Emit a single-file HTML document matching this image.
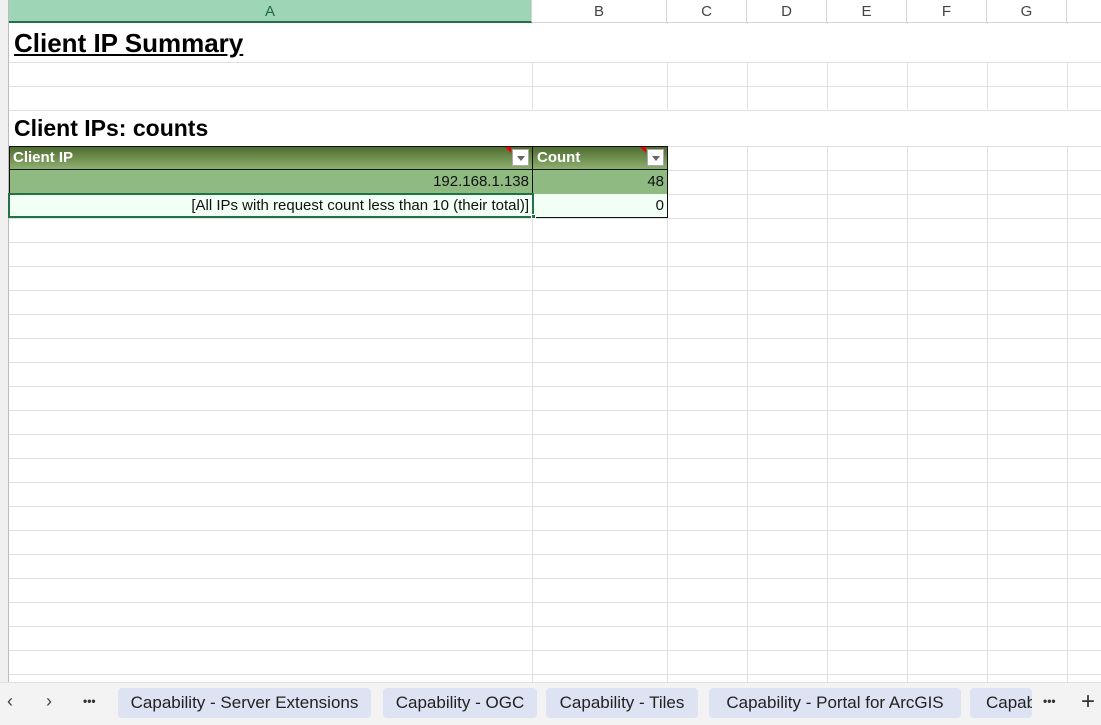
<!DOCTYPE html>
<html><head><meta charset="utf-8"><style>
*{margin:0;padding:0;box-sizing:border-box}
body{width:1101px;height:725px;overflow:hidden;background:#fff;font-family:"Liberation Sans",Calibri,sans-serif;position:relative}
.abs{position:absolute}
.hl{position:absolute;left:9px;width:1092px;height:1px;background:#e1e1e1}
.vl{position:absolute;top:23px;width:1px;height:659px;background:#e1e1e1}
.ch{position:absolute;top:0;height:23px;border-right:1px solid #d4d4d4;border-bottom:1px solid #d4d4d4;background:#fff;color:#444;font-size:15px;text-align:center;line-height:23px}
.tab{position:absolute;top:688px;height:30px;background:#dde3f3;border-radius:4px;font-size:17px;color:#222;line-height:30px;text-align:center}
.dd{position:absolute;width:17px;height:17px;background:#fff;border:1px solid #aaa}
.dd:after{content:"";position:absolute;left:4px;top:6px;border-left:4px solid transparent;border-right:4px solid transparent;border-top:5px solid #666}
</style></head><body>
<div class="abs" style="left:0;top:0;width:9px;height:682px;background:#f0f0f0;border-right:1px solid #bbb"></div>
<div class="ch" style="left:9px;width:523px;background:#9fd5b7;color:#1e6b3e;border-bottom:2px solid #217346">A</div>
<div class="ch" style="left:532px;width:135px">B</div>
<div class="ch" style="left:667px;width:80px">C</div>
<div class="ch" style="left:747px;width:80px">D</div>
<div class="ch" style="left:827px;width:80px">E</div>
<div class="ch" style="left:907px;width:80px">F</div>
<div class="ch" style="left:987px;width:80px">G</div>
<div class="ch" style="left:1067px;width:40px"></div>
<!-- grid -->
<div class="hl" style="top:62px"></div><div class="hl" style="top:86px"></div><div class="hl" style="top:110px"></div><div class="hl" style="top:146px"></div><div class="hl" style="top:170px"></div><div class="hl" style="top:194px"></div><div class="hl" style="top:218px"></div>
<div class="hl" style="top:242px"></div><div class="hl" style="top:266px"></div><div class="hl" style="top:290px"></div><div class="hl" style="top:314px"></div><div class="hl" style="top:338px"></div><div class="hl" style="top:362px"></div><div class="hl" style="top:386px"></div><div class="hl" style="top:410px"></div><div class="hl" style="top:434px"></div><div class="hl" style="top:458px"></div><div class="hl" style="top:482px"></div><div class="hl" style="top:506px"></div><div class="hl" style="top:530px"></div><div class="hl" style="top:554px"></div><div class="hl" style="top:578px"></div><div class="hl" style="top:602px"></div><div class="hl" style="top:626px"></div><div class="hl" style="top:650px"></div><div class="hl" style="top:674px"></div>
<div class="vl" style="left:532px"></div><div class="vl" style="left:667px"></div><div class="vl" style="left:747px"></div><div class="vl" style="left:827px"></div><div class="vl" style="left:907px"></div><div class="vl" style="left:987px"></div><div class="vl" style="left:1067px"></div>
<!-- white cover for title rows -->
<div class="abs" style="left:10px;top:24px;width:1091px;height:38px;background:#fff"></div>
<div class="abs" style="left:10px;top:111px;width:1091px;height:35px;background:#fff"></div>
<div class="abs" style="left:14px;top:28px;font-size:26px;font-weight:bold;text-decoration:underline;color:#000">Client IP Summary</div>
<div class="abs" style="left:14px;top:115px;font-size:23px;font-weight:bold;color:#000">Client IPs: counts</div>
<!-- table -->
<div class="abs" style="left:9px;top:146px;width:659px;height:24px;background:linear-gradient(#4f6b33,#6f8f4f 50%,#8db070);border:1px solid #111"></div>
<div class="abs" style="left:532px;top:146px;width:1px;height:24px;background:#111"></div>
<div class="abs" style="left:13px;top:149px;font-size:15px;font-weight:bold;color:#fff">Client IP</div>
<div class="abs" style="left:537px;top:149px;font-size:15px;font-weight:bold;color:#fff">Count</div>
<div class="dd" style="left:512px;top:149px"></div>
<div class="dd" style="left:647px;top:149px"></div>
<div class="abs" style="left:505px;top:147px;border-left:6px solid transparent;border-top:6px solid #e00"></div>
<div class="abs" style="left:640px;top:147px;border-left:6px solid transparent;border-top:6px solid #e00"></div>
<div class="abs" style="left:9px;top:170px;width:659px;height:24px;background:#8fbb82;border-left:1px solid #111;border-right:1px solid #111"></div>
<div class="abs" style="left:532px;top:170px;width:1px;height:48px;background:#111"></div>
<div class="abs" style="left:9px;top:173px;width:520px;text-align:right;font-size:15px;color:#111">192.168.1.138</div>
<div class="abs" style="left:533px;top:173px;width:131px;text-align:right;font-size:15px;color:#111">48</div>
<div class="abs" style="left:9px;top:194px;width:659px;height:24px;background:#f2fff5;border:1px solid #111;border-top:none"></div>
<div class="abs" style="left:8px;top:193px;width:526px;height:25px;border:2px solid #217346"></div>
<div class="abs" style="left:531px;top:214px;width:5px;height:5px;background:#217346;border:1px solid #fff"></div>
<div class="abs" style="left:9px;top:197px;width:520px;text-align:right;font-size:15px;color:#111">[All IPs with request count less than 10 (their total)]</div>
<div class="abs" style="left:533px;top:197px;width:131px;text-align:right;font-size:15px;color:#111">0</div>
<!-- tab bar -->
<div class="abs" style="left:0;top:682px;width:1101px;height:43px;background:#f3f3f3;border-top:1px solid #e0e0e0"></div>
<div class="abs" style="left:7px;top:691px;font-size:18px;color:#444">&#8249;</div>
<div class="abs" style="left:46px;top:691px;font-size:18px;color:#444">&#8250;</div>
<div class="abs" style="left:83px;top:694px;font-size:12px;color:#333;font-weight:bold">•••</div>
<div class="tab" style="left:118px;width:253px">Capability - Server Extensions</div>
<div class="tab" style="left:383px;width:154px">Capability - OGC</div>
<div class="tab" style="left:546px;width:152px">Capability - Tiles</div>
<div class="tab" style="left:709px;width:252px">Capability - Portal for ArcGIS</div>
<div class="tab" style="left:970px;width:62px;text-align:left;padding-left:16px;overflow:hidden;white-space:nowrap">Capability</div>
<div class="abs" style="left:1043px;top:694px;font-size:12px;color:#333;font-weight:bold">•••</div>
<div class="abs" style="left:1081px;top:688px;font-size:24px;color:#333">+</div>
</body></html>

==================================================

**WORK INSTRUCTIONS**
Reproduce the listing exactly. Leave its pictures out.

**RESULT FOR THIS TASK**
Emit a single-file HTML document matching this image.
<!DOCTYPE html>
<html><head><meta charset="utf-8"><style>
*{margin:0;padding:0;box-sizing:border-box}
body{width:1101px;height:725px;overflow:hidden;background:#fff;font-family:"Liberation Sans",Calibri,sans-serif;position:relative}
.abs{position:absolute}
.hl{position:absolute;left:9px;width:1092px;height:1px;background:#e1e1e1}
.vl{position:absolute;top:23px;width:1px;height:659px;background:#e1e1e1}
.ch{position:absolute;top:0;height:23px;border-right:1px solid #d4d4d4;border-bottom:1px solid #d4d4d4;background:#fff;color:#444;font-size:15px;text-align:center;line-height:23px}
.tab{position:absolute;top:688px;height:30px;background:#dde3f3;border-radius:4px;font-size:17px;color:#222;line-height:30px;text-align:center}
.dd{position:absolute;width:17px;height:17px;background:#fff;border:1px solid #aaa}
.dd:after{content:"";position:absolute;left:4px;top:6px;border-left:4px solid transparent;border-right:4px solid transparent;border-top:5px solid #666}
</style></head><body>
<div class="abs" style="left:0;top:0;width:9px;height:682px;background:#f0f0f0;border-right:1px solid #bbb"></div>
<div class="ch" style="left:9px;width:523px;background:#9fd5b7;color:#1e6b3e;border-bottom:2px solid #217346">A</div>
<div class="ch" style="left:532px;width:135px">B</div>
<div class="ch" style="left:667px;width:80px">C</div>
<div class="ch" style="left:747px;width:80px">D</div>
<div class="ch" style="left:827px;width:80px">E</div>
<div class="ch" style="left:907px;width:80px">F</div>
<div class="ch" style="left:987px;width:80px">G</div>
<div class="ch" style="left:1067px;width:40px"></div>
<!-- grid -->
<div class="hl" style="top:62px"></div><div class="hl" style="top:86px"></div><div class="hl" style="top:110px"></div><div class="hl" style="top:146px"></div><div class="hl" style="top:170px"></div><div class="hl" style="top:194px"></div><div class="hl" style="top:218px"></div>
<div class="hl" style="top:242px"></div><div class="hl" style="top:266px"></div><div class="hl" style="top:290px"></div><div class="hl" style="top:314px"></div><div class="hl" style="top:338px"></div><div class="hl" style="top:362px"></div><div class="hl" style="top:386px"></div><div class="hl" style="top:410px"></div><div class="hl" style="top:434px"></div><div class="hl" style="top:458px"></div><div class="hl" style="top:482px"></div><div class="hl" style="top:506px"></div><div class="hl" style="top:530px"></div><div class="hl" style="top:554px"></div><div class="hl" style="top:578px"></div><div class="hl" style="top:602px"></div><div class="hl" style="top:626px"></div><div class="hl" style="top:650px"></div><div class="hl" style="top:674px"></div>
<div class="vl" style="left:532px"></div><div class="vl" style="left:667px"></div><div class="vl" style="left:747px"></div><div class="vl" style="left:827px"></div><div class="vl" style="left:907px"></div><div class="vl" style="left:987px"></div><div class="vl" style="left:1067px"></div>
<!-- white cover for title rows -->
<div class="abs" style="left:10px;top:24px;width:1091px;height:38px;background:#fff"></div>
<div class="abs" style="left:10px;top:111px;width:1091px;height:35px;background:#fff"></div>
<div class="abs" style="left:14px;top:28px;font-size:26px;font-weight:bold;text-decoration:underline;color:#000">Client IP Summary</div>
<div class="abs" style="left:14px;top:115px;font-size:23px;font-weight:bold;color:#000">Client IPs: counts</div>
<!-- table -->
<div class="abs" style="left:9px;top:146px;width:659px;height:24px;background:linear-gradient(#4f6b33,#6f8f4f 50%,#8db070);border:1px solid #111"></div>
<div class="abs" style="left:532px;top:146px;width:1px;height:24px;background:#111"></div>
<div class="abs" style="left:13px;top:149px;font-size:15px;font-weight:bold;color:#fff">Client IP</div>
<div class="abs" style="left:537px;top:149px;font-size:15px;font-weight:bold;color:#fff">Count</div>
<div class="dd" style="left:512px;top:149px"></div>
<div class="dd" style="left:647px;top:149px"></div>
<div class="abs" style="left:505px;top:147px;border-left:6px solid transparent;border-top:6px solid #e00"></div>
<div class="abs" style="left:640px;top:147px;border-left:6px solid transparent;border-top:6px solid #e00"></div>
<div class="abs" style="left:9px;top:170px;width:659px;height:24px;background:#8fbb82;border-left:1px solid #111;border-right:1px solid #111"></div>
<div class="abs" style="left:532px;top:170px;width:1px;height:48px;background:#111"></div>
<div class="abs" style="left:9px;top:173px;width:520px;text-align:right;font-size:15px;color:#111">192.168.1.138</div>
<div class="abs" style="left:533px;top:173px;width:131px;text-align:right;font-size:15px;color:#111">48</div>
<div class="abs" style="left:9px;top:194px;width:659px;height:24px;background:#f2fff5;border:1px solid #111;border-top:none"></div>
<div class="abs" style="left:8px;top:193px;width:526px;height:25px;border:2px solid #217346"></div>
<div class="abs" style="left:531px;top:214px;width:5px;height:5px;background:#217346;border:1px solid #fff"></div>
<div class="abs" style="left:9px;top:197px;width:520px;text-align:right;font-size:15px;color:#111">[All IPs with request count less than 10 (their total)]</div>
<div class="abs" style="left:533px;top:197px;width:131px;text-align:right;font-size:15px;color:#111">0</div>
<!-- tab bar -->
<div class="abs" style="left:0;top:682px;width:1101px;height:43px;background:#f3f3f3;border-top:1px solid #e0e0e0"></div>
<div class="abs" style="left:7px;top:691px;font-size:18px;color:#444">&#8249;</div>
<div class="abs" style="left:46px;top:691px;font-size:18px;color:#444">&#8250;</div>
<div class="abs" style="left:83px;top:694px;font-size:12px;color:#333;font-weight:bold">•••</div>
<div class="tab" style="left:118px;width:253px">Capability - Server Extensions</div>
<div class="tab" style="left:383px;width:154px">Capability - OGC</div>
<div class="tab" style="left:546px;width:152px">Capability - Tiles</div>
<div class="tab" style="left:709px;width:252px">Capability - Portal for ArcGIS</div>
<div class="tab" style="left:970px;width:62px;text-align:left;padding-left:16px;overflow:hidden;white-space:nowrap">Capability</div>
<div class="abs" style="left:1043px;top:694px;font-size:12px;color:#333;font-weight:bold">•••</div>
<div class="abs" style="left:1081px;top:688px;font-size:24px;color:#333">+</div>
</body></html>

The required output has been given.